The district is also experimenting with approaches that are designed to make better use of its limited teaching resources. Under a waiver of the state law’s requirement that English-speakers make up at least one-third of a bilingual classroom, the Eastman School in East Los Angeles has concentrated the efforts of certified Spanish bilingual teachers on LEP children by grouping students by language for most lessons.

As part of the “case studies’’ project coordinated by the state education department, Eastman students have posted steady increases in achievement-test scores.

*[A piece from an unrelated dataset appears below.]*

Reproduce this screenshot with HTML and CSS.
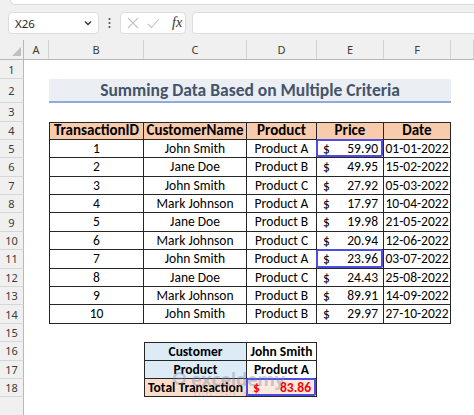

Another organizational model, developed by the Roscoe School in Sun Valley, uses team teaching and, unlike Eastman’s approach, does not require an exemption from the state. More than 80 percent of Roscoe’s students are Hispanic, and 65 percent are classified as LEP, but only 10 of the school’s 17 teachers have bilingual certifications.

Put simply, Roscoe’s solution was to let Spanish-proficient teachers teach Spanish and the waivered teachers teach English, grouped in bilingual, cooperative teams. Each team makes decisions on how to handle individual students’ needs, and “block scheduling’’ maximizes the contribution of each teacher.

Students are divided for a two-hour “language-arts block’’ every morning in their native language, and then for a 45-minute lesson in the second language--ESL for Spanish-speakers and SSL, or Spanish as a second language, for English-speakers. Other subjects are taught in bilingual or English classrooms.

“The teachers found that by cooperative teaching--getting together and saying, ‘I can do this part, but not that part'--they were able to provide the services that were necessary,’' says Toni Marsnik, Roscoe’s former bilingual coordinator, who is now on the district’s bilingual-education staff.

Unlike Eastman, however, Roscoe has put little emphasis on methodology. Some teachers use the “concurrent-translation method’'--in which a teacher simply repeats a lesson in two languages--while others alternate languages on different days. “Teachers will switch and try different things--whatever seems to work,’' according to James Morris, who now oversees the program.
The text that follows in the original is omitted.